Strategizing against No-Regret Learners in First-Price Auctions
This addresses strategic interactions in auction theory and game theory, offering theoretical insights for designing robust learning algorithms, but it is incremental as it builds on prior work by Mansour et al. (2022).
The paper tackles the problem of strategizing against no-regret learners in repeated first-price auctions and Bayesian games, showing that for mean-based algorithms, the optimizer cannot exceed Stackelberg utility in full-information auctions but can achieve much higher in Bayesian auctions, while proving that no-polytope-swap-regret algorithms are necessary to cap utility in general Bayesian games and providing an improved algorithm for Bayesian first-price auctions.

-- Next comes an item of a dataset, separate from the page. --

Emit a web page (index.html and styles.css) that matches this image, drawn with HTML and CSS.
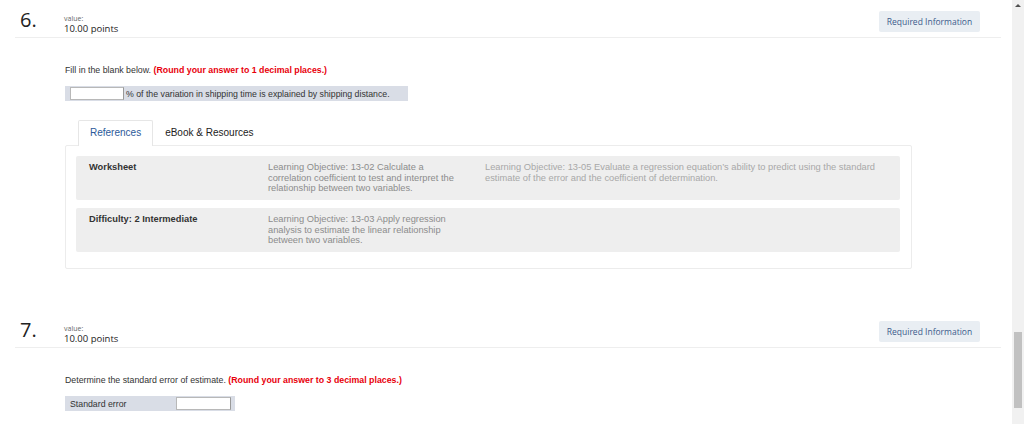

We study repeated first-price auctions and general repeated Bayesian games between two players, where one player, the learner, employs a no-regret learning algorithm, and the other player, the optimizer, knowing the learner's algorithm, strategizes to maximize its own utility. For a commonly used class of no-regret learning algorithms called mean-based algorithms, we show that (i) in standard (i.e., full-information) first-price auctions, the optimizer cannot get more than the Stackelberg utility -- a standard benchmark in the literature, but (ii) in Bayesian first-price auctions, there are instances where the optimizer can achieve much higher than the Stackelberg utility. On the other hand, Mansour et al. (2022) showed that a more sophisticated class of algorithms called no-polytope-swap-regret algorithms are sufficient to cap the optimizer's utility at the Stackelberg utility in any repeated Bayesian game (including Bayesian first-price auctions), and they pose the open question whether no-polytope-swap-regret algorithms are necessary to cap the optimizer's utility. For general Bayesian games, under a reasonable and necessary condition, we prove that no-polytope-swap-regret algorithms are indeed necessary to cap the optimizer's utility and thus answer their open question. For Bayesian first-price auctions, we give a simple improvement of the standard algorithm for minimizing the polytope swap regret by exploiting the structure of Bayesian first-price auctions.